I think the other issue, though, is you've got a pitcher and a part-owner of an NHL team, and your athlete goes to the Dominican Republic. You have a contract, et cetera, et cetera, and then your athlete is kind of out of your care and treatment. So I think there are some other issues.
RODEO: And so, you know, and it makes hard to interpret the effect of any cell therapy if you also have another factor that may have contributed or lead to the positive result.

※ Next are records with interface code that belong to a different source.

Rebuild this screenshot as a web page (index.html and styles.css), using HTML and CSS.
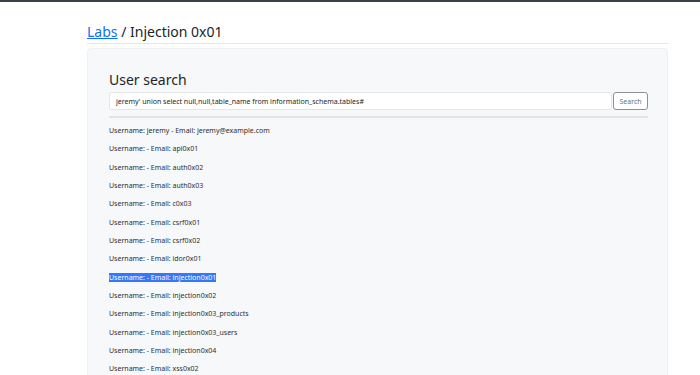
FILE: index.html
```html
<!DOCTYPE html>
<html>
<head>
<meta charset="utf-8">
<link rel="stylesheet" href="styles.css">
</head>
<body>
<div class="topbar"></div>
<div class="container">
  <h1 class="title"><a href="#">Labs</a> / Injection 0x01</h1>
  <div class="card">
    <h2 class="heading">User search</h2>
    <form class="search">
      <input class="field" type="text" value="jeremy' union select null,null,table_name from information_schema.tables#">
      <button class="btn" type="button">Search</button>
    </form>
    <div class="rule"></div>
    <div class="results">
      <p class="row">Username: jeremy - Email: jeremy@example.com</p>
      <p class="row">Username: - Email: api0x01</p>
      <p class="row">Username: - Email: auth0x02</p>
      <p class="row">Username: - Email: auth0x03</p>
      <p class="row">Username: - Email: c0x03</p>
      <p class="row">Username: - Email: csrf0x01</p>
      <p class="row">Username: - Email: csrf0x02</p>
      <p class="row">Username: - Email: idor0x01</p>
      <p class="row"><span class="sel">Username: - Email: injection0x01</span></p>
      <p class="row">Username: - Email: injection0x02</p>
      <p class="row">Username: - Email: injection0x03_products</p>
      <p class="row">Username: - Email: injection0x03_users</p>
      <p class="row">Username: - Email: injection0x04</p>
      <p class="row">Username: - Email: xss0x02</p>
    </div>
  </div>
</div>
</body>
</html>
```

FILE: styles.css
```css
html, body {
  margin: 0;
  padding: 0;
  background: #ffffff;
  font-family: "Noto Sans", "Open Sans", sans-serif;
  color: #212529;
  overflow: hidden;
}
.topbar {
  height: 2px;
  background: #3b404a;
}
.container {
  width: 581px;
  margin: 0 0 0 87px;
}
.title {
  margin: 20px 0 0 0;
  padding-bottom: 1px;
  font-size: 14px;
  font-weight: 400;
  line-height: 20px;
  border-bottom: 1px solid #e4e6e8;
}
.title a {
  color: #0d6efd;
  text-decoration: underline;
}
.card {
  margin-top: 4px;
  background: #f7f8fa;
  border: 1px solid #f0f1f3;
  border-radius: 4px;
  padding: 20px 19px 0 21px;
  height: 400px;
}
.heading {
  margin: 0;
  font-size: 14px;
  font-weight: 400;
  line-height: 22px;
}
.search {
  display: flex;
  margin-top: 1px;
  height: 18px;
}
.field {
  flex: 1;
  box-sizing: border-box;
  height: 18px;
  border: 1px solid #e3e6ea;
  border-radius: 2px;
  background: #fff;
  padding: 0 6px;
  font-family: inherit;
  font-size: 7px;
  color: #212529;
  outline: none;
}
.btn {
  box-sizing: border-box;
  width: 35px;
  height: 18px;
  margin-left: 1px;
  border: 1px solid #8a9096;
  border-radius: 3px;
  background: #fff;
  padding: 0;
  font-family: inherit;
  font-size: 7px;
  color: #6c757d;
}
.rule {
  height: 2px;
  margin-top: 6px;
  background: #e2e4e7;
}
.results {
  padding-top: 7px;
}
.row {
  margin: 0;
  height: 18.35px;
  font-size: 7px;
  line-height: 11px;
  color: #2b2f33;
}
.sel {
  background: #3478f6;
  color: #ffffff;
}
```
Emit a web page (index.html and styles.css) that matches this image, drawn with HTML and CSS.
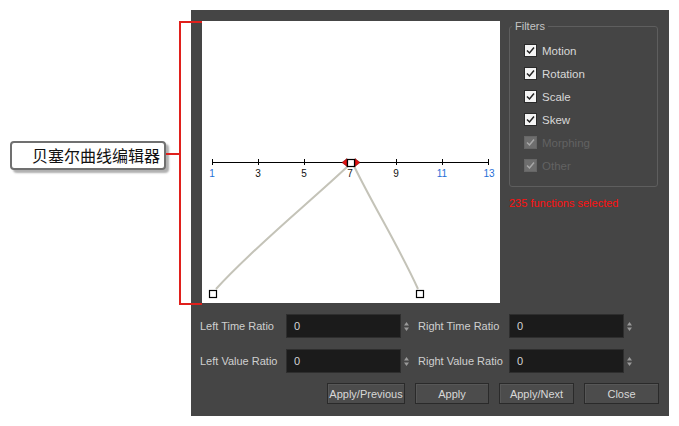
FILE: index.html
```html
<!DOCTYPE html>
<html>
<head>
<meta charset="utf-8">
<link rel="stylesheet" href="styles.css">
</head>
<body>
<div class="page">
  <div class="annot">
    <div class="callout">贝塞尔曲线编辑器</div>
  </div>
  <div class="bracket"></div>
  <div class="connector"></div>
  <div class="dialog">
    <div class="top">
      <div class="canvas">
        <svg width="298" height="282" viewBox="0 0 298 282">
          <g stroke="#000" stroke-width="1" shape-rendering="crispEdges">
            <line x1="10" y1="141.5" x2="286" y2="141.5"/>
            <line x1="10.5" y1="138" x2="10.5" y2="144"/>
            <line x1="56.5" y1="138" x2="56.5" y2="144"/>
            <line x1="102.5" y1="138" x2="102.5" y2="144"/>
            <line x1="148.5" y1="138" x2="148.5" y2="144"/>
            <line x1="194.5" y1="138" x2="194.5" y2="144"/>
            <line x1="240.5" y1="138" x2="240.5" y2="144"/>
            <line x1="286.5" y1="138" x2="286.5" y2="144"/>
          </g>
          <g class="ticks" text-anchor="middle">
            <text x="10" y="156" fill="#1f6fd6">1</text>
            <text x="56" y="156" fill="#111">3</text>
            <text x="102" y="156" fill="#111">5</text>
            <text x="148" y="156" fill="#111">7</text>
            <text x="194" y="156" fill="#111">9</text>
            <text x="240" y="156" fill="#1f6fd6">11</text>
            <text x="287" y="156" fill="#1f6fd6">13</text>
          </g>
          <g fill="none" stroke="#c4c3b8" stroke-width="2">
            <path d="M146 145 C 108 181, 52 226, 14 268"/>
            <path d="M152 145 C 172 186, 198 228, 216 268"/>
          </g>
          <polygon points="140,141.5 145,137.5 145,145.5" fill="#e01010" stroke="#600" stroke-width="0.5"/>
          <polygon points="158,141.5 153,137.5 153,145.5" fill="#e01010" stroke="#600" stroke-width="0.5"/>
          <rect x="145.5" y="138.5" width="7" height="7" fill="#fff" stroke="#000" stroke-width="1.2"/>
          <rect x="7.5" y="269.5" width="7" height="7" fill="#fff" stroke="#000" stroke-width="1.2"/>
          <rect x="214.5" y="269.5" width="7" height="7" fill="#fff" stroke="#000" stroke-width="1.2"/>
        </svg>
      </div>
      <div class="side">
        <div class="group">
          <div class="group-title">Filters</div>
          <div class="check"><svg class="cb" width="13" height="13" viewBox="0 0 13 13"><rect x="0.5" y="0.5" width="12" height="12" fill="#f4f4f4" stroke="#2a2a2a"/><polyline points="3,6.5 5.5,9 10,3.5" fill="none" stroke="#222" stroke-width="1.5"/></svg><span>Motion</span></div>
          <div class="check"><svg class="cb" width="13" height="13" viewBox="0 0 13 13"><rect x="0.5" y="0.5" width="12" height="12" fill="#f4f4f4" stroke="#2a2a2a"/><polyline points="3,6.5 5.5,9 10,3.5" fill="none" stroke="#222" stroke-width="1.5"/></svg><span>Rotation</span></div>
          <div class="check"><svg class="cb" width="13" height="13" viewBox="0 0 13 13"><rect x="0.5" y="0.5" width="12" height="12" fill="#f4f4f4" stroke="#2a2a2a"/><polyline points="3,6.5 5.5,9 10,3.5" fill="none" stroke="#222" stroke-width="1.5"/></svg><span>Scale</span></div>
          <div class="check"><svg class="cb" width="13" height="13" viewBox="0 0 13 13"><rect x="0.5" y="0.5" width="12" height="12" fill="#f4f4f4" stroke="#2a2a2a"/><polyline points="3,6.5 5.5,9 10,3.5" fill="none" stroke="#222" stroke-width="1.5"/></svg><span>Skew</span></div>
          <div class="check disabled"><svg class="cb" width="13" height="13" viewBox="0 0 13 13"><rect x="0.5" y="0.5" width="12" height="12" fill="#6e6e6e" stroke="#666"/><polyline points="3,6.5 5.5,9 10,3.5" fill="none" stroke="#a8a8a8" stroke-width="1.5"/></svg><span>Morphing</span></div>
          <div class="check disabled"><svg class="cb" width="13" height="13" viewBox="0 0 13 13"><rect x="0.5" y="0.5" width="12" height="12" fill="#6e6e6e" stroke="#666"/><polyline points="3,6.5 5.5,9 10,3.5" fill="none" stroke="#a8a8a8" stroke-width="1.5"/></svg><span>Other</span></div>
        </div>
        <div class="count">235 functions selected</div>
      </div>
    </div>
    <div class="fields">
      <span class="flabel">Left Time Ratio</span>
      <div class="input">0</div>
      <div class="spin"><svg width="5" height="9" viewBox="0 0 5 9"><polygon points="2.5,0 5,3.5 0,3.5" fill="#9a9a9a"/><polygon points="2.5,9 5,5.5 0,5.5" fill="#9a9a9a"/></svg></div>
      <span class="flabel">Right Time Ratio</span>
      <div class="input">0</div>
      <div class="spin"><svg width="5" height="9" viewBox="0 0 5 9"><polygon points="2.5,0 5,3.5 0,3.5" fill="#9a9a9a"/><polygon points="2.5,9 5,5.5 0,5.5" fill="#9a9a9a"/></svg></div>
      <span class="flabel">Left Value Ratio</span>
      <div class="input">0</div>
      <div class="spin"><svg width="5" height="9" viewBox="0 0 5 9"><polygon points="2.5,0 5,3.5 0,3.5" fill="#9a9a9a"/><polygon points="2.5,9 5,5.5 0,5.5" fill="#9a9a9a"/></svg></div>
      <span class="flabel">Right Value Ratio</span>
      <div class="input">0</div>
      <div class="spin"><svg width="5" height="9" viewBox="0 0 5 9"><polygon points="2.5,0 5,3.5 0,3.5" fill="#9a9a9a"/><polygon points="2.5,9 5,5.5 0,5.5" fill="#9a9a9a"/></svg></div>
    </div>
    <div class="buttons">
      <button class="btn w78">Apply/Previous</button>
      <button class="btn w74">Apply</button>
      <button class="btn w75">Apply/Next</button>
      <button class="btn w75">Close</button>
    </div>
  </div>
</div>
</body>
</html>
```
FILE: styles.css
```css
html, body {
  margin: 0;
  padding: 0;
  background: #ffffff;
}
.page {
  position: relative;
  width: 679px;
  height: 426px;
  display: flex;
  align-items: flex-start;
  font-family: "Liberation Sans", Arial, sans-serif;
}
.annot {
  flex: none;
  width: 191px;
  box-sizing: border-box;
  padding-top: 141px;
  padding-left: 10px;
}
.callout {
  width: 156px;
  height: 29px;
  box-sizing: border-box;
  border: 2px solid #707070;
  border-radius: 4px;
  background: #ffffff;
  box-shadow: 3px 3px 2px #b0b0b0;
  font-family: "Noto Sans CJK SC", sans-serif;
  font-size: 16px;
  line-height: 25px;
  color: #111;
  text-align: right;
  padding-right: 4px;
}
.bracket {
  position: absolute;
  left: 179px;
  top: 21px;
  width: 21px;
  height: 280px;
  border: 2px solid #e0201c;
  border-right: none;
  z-index: 2;
}
.connector {
  position: absolute;
  left: 166px;
  top: 153px;
  width: 14px;
  height: 2px;
  background: #e0201c;
}
.dialog {
  flex: none;
  margin-top: 10px;
  width: 478px;
  height: 406px;
  box-sizing: border-box;
  background: #454545;
  padding: 11px 11px 0 11px;
  font-size: 11px;
  color: #d6d6d6;
}
.top {
  display: flex;
  gap: 9px;
}
.canvas {
  width: 298px;
  height: 282px;
  background: #ffffff;
  flex: none;
}
.canvas svg {
  display: block;
}
.ticks text {
  font-family: "Liberation Sans", Arial, sans-serif;
  font-size: 10px;
}
.side {
  width: 149px;
  padding-top: 5px;
}
.group {
  position: relative;
  height: 161px;
  box-sizing: border-box;
  border: 1px solid #5e5e5e;
  border-radius: 3px;
  padding: 12px 0 0 14px;
}
.group-title {
  position: absolute;
  top: -7px;
  left: 2px;
  padding: 0 3px;
  background: #454545;
  color: #c4c4c4;
  line-height: 13px;
}
.check {
  height: 23px;
  display: flex;
  align-items: center;
  gap: 5px;
  color: #d8d8d8;
  font-size: 11.5px;
}
.check .cb {
  display: block;
  flex: none;
}
.check.disabled {
  color: #626262;
}
.count {
  margin-top: 10px;
  color: #ff1010;
  line-height: 13px;
}
.fields {
  display: grid;
  grid-template-columns: 86px 115px 17px 91px 115px 17px;
  grid-auto-rows: 24px;
  row-gap: 11px;
  margin-top: 11px;
  margin-left: -2px;
  align-items: center;
}
.flabel {
  white-space: nowrap;
  color: #cfcfcf;
}
.input {
  height: 24px;
  box-sizing: border-box;
  background: #1b1b1b;
  border: 1px solid #2e2e2e;
  padding-left: 7px;
  line-height: 22px;
  color: #d4d4d4;
}
.spin {
  padding-left: 3px;
  display: flex;
  align-items: center;
}
.spin svg {
  display: block;
}
.buttons {
  display: flex;
  justify-content: flex-end;
  gap: 10px;
  margin-top: 10px;
  margin-right: -1px;
}
.btn {
  height: 21px;
  box-sizing: border-box;
  background: #4c4c4c;
  border: 1px solid #2a2a2a;
  box-shadow: inset 1px 1px 0 #575757;
  color: #d8d8d8;
  font-family: "Liberation Sans", Arial, sans-serif;
  font-size: 11px;
  padding: 0;
}
.w78 { width: 78px; }
.w74 { width: 74px; }
.w75 { width: 75px; }
```
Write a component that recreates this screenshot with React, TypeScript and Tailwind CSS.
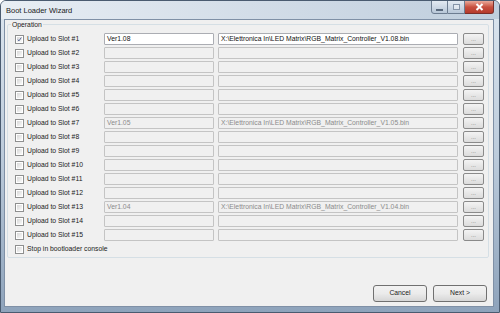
import React from "react";

type Slot = { n: number; ver?: string; path?: string; checked?: boolean; enabled?: boolean };

const slots: Slot[] = Array.from({ length: 15 }, (_, i) => ({ n: i + 1 }));
slots[0] = { n: 1, ver: "Ver1.08", path: "X:\\Elettronica In\\LED Matrix\\RGB_Matrix_Controller_V1.08.bin", checked: true, enabled: true };
slots[6] = { n: 7, ver: "Ver1.05", path: "X:\\Elettronica In\\LED Matrix\\RGB_Matrix_Controller_V1.05.bin" };
slots[12] = { n: 13, ver: "Ver1.04", path: "X:\\Elettronica In\\LED Matrix\\RGB_Matrix_Controller_V1.04.bin" };

function CheckBox({ checked }: { checked?: boolean }) {
  return (
    <div className="w-[9px] h-[9px] shrink-0 border border-[#8e8f8f] bg-white p-[1px]">
      <div className="w-full h-full bg-gradient-to-br from-[#d8d8d8] to-[#f9f9f9] flex items-center justify-center">
        {checked && (
          <svg width="7" height="7" viewBox="0 0 7 7">
            <path d="M1 3.6 L2.8 5.4 L6 0.8" fill="none" stroke="#3d4f8a" strokeWidth="1.2" />
          </svg>
        )}
      </div>
    </div>
  );
}

function TextBox({ text, enabled, w }: { text?: string; enabled?: boolean; w: string }) {
  return (
    <div
      className={`${w} h-[12px] shrink-0 rounded-[1px] border px-[2px] flex items-center text-[6.8px] leading-none whitespace-nowrap overflow-hidden ${
        enabled ? "bg-white border-[#abadb3] text-[#111]" : "bg-[#f0f0f0] border-[#c4c4c4] text-[#8b8b8b]"
      }`}
    >
      {text}
    </div>
  );
}

function DotsButton() {
  return (
    <div className="w-[21px] h-[12px] shrink-0 rounded-[2px] border border-[#8a8a8a] bg-gradient-to-b from-[#f3f3f3] to-[#dcdcdc] flex items-end justify-center pb-[2px]">
      <span className="text-[6px] leading-none text-[#777]">...</span>
    </div>
  );
}

function WinButton({ children, className }: { children: React.ReactNode; className: string }) {
  return (
    <div className={`h-[14px] flex items-center justify-center border border-[#6d7d91] ${className}`}>{children}</div>
  );
}

export default function App() {
  return (
    <div className="w-[500px] h-[313px] flex flex-col overflow-hidden rounded-t-[6px] border border-[#4a5b70] bg-gradient-to-b from-[#dde6ef] via-[#bccbdb] to-[#8ea3bb] font-['Liberation_Sans',Arial,sans-serif] text-[#1b1b1b]">
      {/* title bar */}
      <div className="h-[18px] flex items-start justify-between pl-[5px] pr-[5px] bg-gradient-to-r from-[#e8eef4] via-[#d3dde8] to-[#bfcedd]">
        <span className="text-[7.5px] leading-none mt-[6px] text-[#1a1a1a]">Boot Loader Wizard</span>
        <div className="flex -mt-[1px]">
          <WinButton className="w-[17px] rounded-bl-[3px] bg-gradient-to-b from-[#e3eaf2] to-[#b8c7d8]">
            <div className="w-[7px] h-[2px] mt-[5px] bg-white border border-[#59697d]" />
          </WinButton>
          <WinButton className="w-[17px] border-l-0 bg-gradient-to-b from-[#e3eaf2] to-[#b8c7d8]">
            <div className="w-[7px] h-[6px] border border-[#8594a8] bg-white/40" />
          </WinButton>
          <WinButton className="w-[29px] border-l-0 rounded-br-[3px] border-[#7a2f2a] bg-gradient-to-b from-[#e9a99a] via-[#c8503f] to-[#b53a2c]">
            <svg width="9" height="8" viewBox="0 0 9 8">
              <path d="M1.5 1 L7.5 7 M7.5 1 L1.5 7" stroke="#fff" strokeWidth="2" />
            </svg>
          </WinButton>
        </div>
      </div>

      {/* client */}
      <div className="flex-1 ml-[3px] mr-[5px] mb-[5px] border border-[#7f90a6] bg-[#f0f0f0] flex flex-col">
        <fieldset className="ml-[2px] mr-[4px] border border-[#d5dfe5] rounded-[2px] px-0 pb-[2px]">
          <legend className="ml-[3px] px-[1px] text-[6.8px] leading-[9px]">Operation</legend>
          <div className="flex flex-col gap-[2px] mt-[4px]">
            {slots.map((s) => (
              <div key={s.n} className="flex items-center h-[12px]">
                <div className="w-[96px] pl-[7px] flex items-center gap-[3px]">
                  <CheckBox checked={s.checked} />
                  <span className="text-[6.8px] leading-none whitespace-nowrap">Upload to Slot #{s.n}</span>
                </div>
                <TextBox w="w-[110px]" text={s.ver} enabled={s.enabled} />
                <div className="w-[4px]" />
                <TextBox w="w-[240px]" text={s.path} enabled={s.enabled} />
                <div className="w-[5px]" />
                <DotsButton />
              </div>
            ))}
            <div className="flex items-center h-[12px] pl-[7px] gap-[3px]">
              <CheckBox />
              <span className="text-[6.8px] leading-none">Stop in bootloader console</span>
            </div>
          </div>
        </fieldset>

        <div className="flex-1" />
        <div className="flex justify-end gap-[6px] pr-[6px] pb-[4px]">
          <button className="w-[54px] h-[17px] rounded-[3px] border border-[#707070] bg-gradient-to-b from-[#f2f2f2] via-[#ebebeb] to-[#d6d6d6] text-[6.8px] leading-none">
            Cancel
          </button>
          <button className="w-[54px] h-[17px] rounded-[3px] border border-[#707070] bg-gradient-to-b from-[#f2f2f2] via-[#ebebeb] to-[#d6d6d6] text-[6.8px] leading-none">
            Next &gt;
          </button>
        </div>
      </div>
    </div>
  );
}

FLATOW: … We talked here on the show about using pluripotent stem cells to treat diseases, and one of the concerns that came up is tumors. You get cells that can divide uncontrollably. How do you know that this wouldn't cause a tumor in these kinds of cells that are being used?
FLATOW: Dr. Rodeo?
RODEO: Yeah. I could say that the issue comes up with very, very undifferentiated, very primitive cells, that that risk is there. That risk could only be that the most primitive cells are cells that come from a fertilized, you know, fertilized egg. Those are truly - those cells can make any cell type in the body. Then your next level is embryonic stem cells, where there may be some risk. What we're talking about here, these are adult-derived cells. The risk is essentially minimal or no risk, because these are so-called multipotent cells. These are - they're much more limited in their ability to form different types of tissue, and as such, the tumorigenicity is minimal, and really not been a big concern.
FLATOW: And could - why not just use this in athletes if it does pan out? And this is also - is being tried and you can, you know, convince people to do really good testing about it, could you not use this for different parts of the body than just the, you know, the shoulders or the knees and things?
RODEO: You surely could. The biologic rationale is very compelling. It has great potential. In our area, we look at it for healing meniscus and cartilage and tendon and ligament and certainly bone, as was mentioned. So, again, great potential. We just need to learn more about, particular cell types for different tissues, how to stimulate them. It could have probably different - different requirements for different tissue types.
FLATOW: And who would do the research? Drug companies usually do drug research because they can sell a drug. I mean, is that one of the problems here? There is really no big money to be made on doing something like this?
RODEO: Good question. There are some commercial systems that are available to help one do this, so there is some commercial part of this. I think good research should be done in your academic medical centers, where it's frankly done independently - independent from research. But at the same time, research is expensive. So we need funding from our, typically, federal dollars from the NIH or private foundations, so you bring up a good point. We need research.